=== LISTED RECORDS ===
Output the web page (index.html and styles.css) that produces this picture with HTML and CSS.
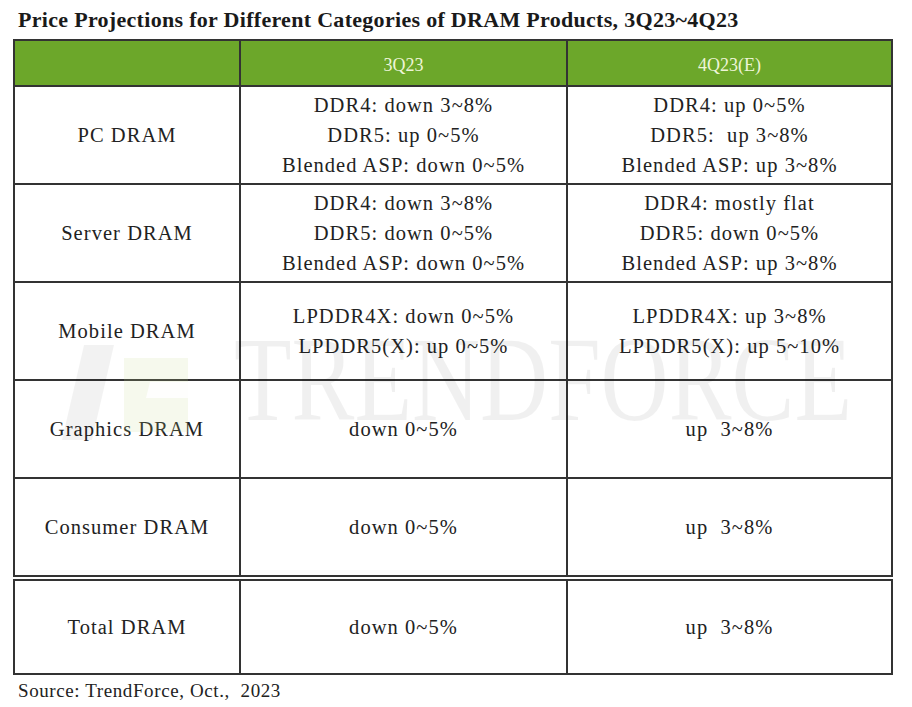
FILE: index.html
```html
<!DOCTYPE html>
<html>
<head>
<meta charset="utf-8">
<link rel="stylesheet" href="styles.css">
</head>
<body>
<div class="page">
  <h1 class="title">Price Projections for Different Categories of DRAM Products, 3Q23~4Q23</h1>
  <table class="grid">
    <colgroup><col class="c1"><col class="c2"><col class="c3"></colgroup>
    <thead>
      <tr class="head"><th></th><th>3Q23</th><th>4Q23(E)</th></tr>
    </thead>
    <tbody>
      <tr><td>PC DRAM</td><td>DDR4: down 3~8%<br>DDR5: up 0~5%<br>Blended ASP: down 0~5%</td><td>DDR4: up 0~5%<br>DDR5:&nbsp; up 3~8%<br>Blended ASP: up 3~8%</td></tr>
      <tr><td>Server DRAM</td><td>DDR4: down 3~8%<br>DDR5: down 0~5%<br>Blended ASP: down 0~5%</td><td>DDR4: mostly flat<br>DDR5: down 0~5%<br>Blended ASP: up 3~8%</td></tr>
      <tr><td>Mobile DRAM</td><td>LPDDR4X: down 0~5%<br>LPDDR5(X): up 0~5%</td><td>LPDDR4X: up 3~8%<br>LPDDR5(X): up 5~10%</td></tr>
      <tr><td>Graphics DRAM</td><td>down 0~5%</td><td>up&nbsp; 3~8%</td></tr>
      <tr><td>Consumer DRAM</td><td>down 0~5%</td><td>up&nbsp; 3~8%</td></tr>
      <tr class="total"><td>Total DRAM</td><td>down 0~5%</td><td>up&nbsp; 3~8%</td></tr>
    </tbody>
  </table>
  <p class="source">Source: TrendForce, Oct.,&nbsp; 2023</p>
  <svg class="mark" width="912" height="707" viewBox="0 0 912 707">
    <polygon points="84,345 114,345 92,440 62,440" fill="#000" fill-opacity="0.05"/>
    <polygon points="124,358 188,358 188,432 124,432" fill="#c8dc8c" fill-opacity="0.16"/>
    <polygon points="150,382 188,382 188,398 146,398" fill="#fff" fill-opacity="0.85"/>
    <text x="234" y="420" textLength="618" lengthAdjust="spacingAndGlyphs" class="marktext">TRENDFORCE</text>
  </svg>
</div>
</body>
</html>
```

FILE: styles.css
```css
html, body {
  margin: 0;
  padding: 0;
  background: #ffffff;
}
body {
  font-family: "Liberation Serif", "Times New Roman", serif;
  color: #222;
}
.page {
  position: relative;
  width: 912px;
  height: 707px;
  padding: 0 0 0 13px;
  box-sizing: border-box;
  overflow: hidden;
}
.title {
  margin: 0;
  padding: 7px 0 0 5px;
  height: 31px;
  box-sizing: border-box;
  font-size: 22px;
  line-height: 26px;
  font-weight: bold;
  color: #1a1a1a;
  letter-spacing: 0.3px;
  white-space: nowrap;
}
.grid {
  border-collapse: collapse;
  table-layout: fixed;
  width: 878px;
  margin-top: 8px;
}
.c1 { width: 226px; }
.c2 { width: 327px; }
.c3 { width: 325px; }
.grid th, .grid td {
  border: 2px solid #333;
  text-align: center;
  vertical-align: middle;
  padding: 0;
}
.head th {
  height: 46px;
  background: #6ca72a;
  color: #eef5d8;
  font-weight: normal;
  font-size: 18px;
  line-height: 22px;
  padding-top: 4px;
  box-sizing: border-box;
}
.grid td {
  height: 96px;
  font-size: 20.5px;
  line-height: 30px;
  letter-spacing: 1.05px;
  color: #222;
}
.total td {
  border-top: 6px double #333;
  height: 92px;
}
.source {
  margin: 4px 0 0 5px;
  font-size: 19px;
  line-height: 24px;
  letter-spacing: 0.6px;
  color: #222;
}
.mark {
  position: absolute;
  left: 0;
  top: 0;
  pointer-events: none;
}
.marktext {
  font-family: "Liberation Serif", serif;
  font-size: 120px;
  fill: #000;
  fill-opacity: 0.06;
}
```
==
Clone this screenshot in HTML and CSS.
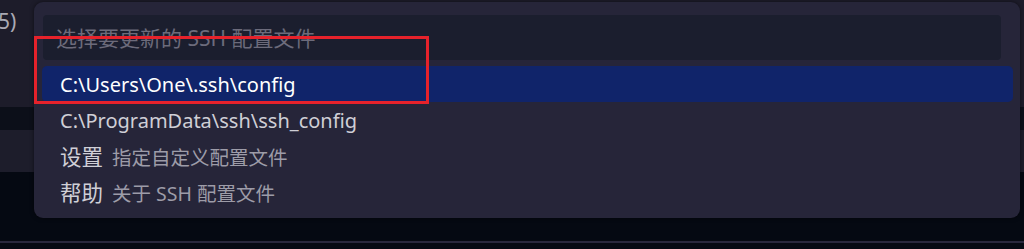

=== STATED PROBLEM ===
Reproduce each line holding the word "styles".

=== FINISHED ANSWER ===
Output the web page (index.html and styles.css) that produces this picture with HTML and CSS.
<link rel="stylesheet" href="styles.css">
FILE: styles.css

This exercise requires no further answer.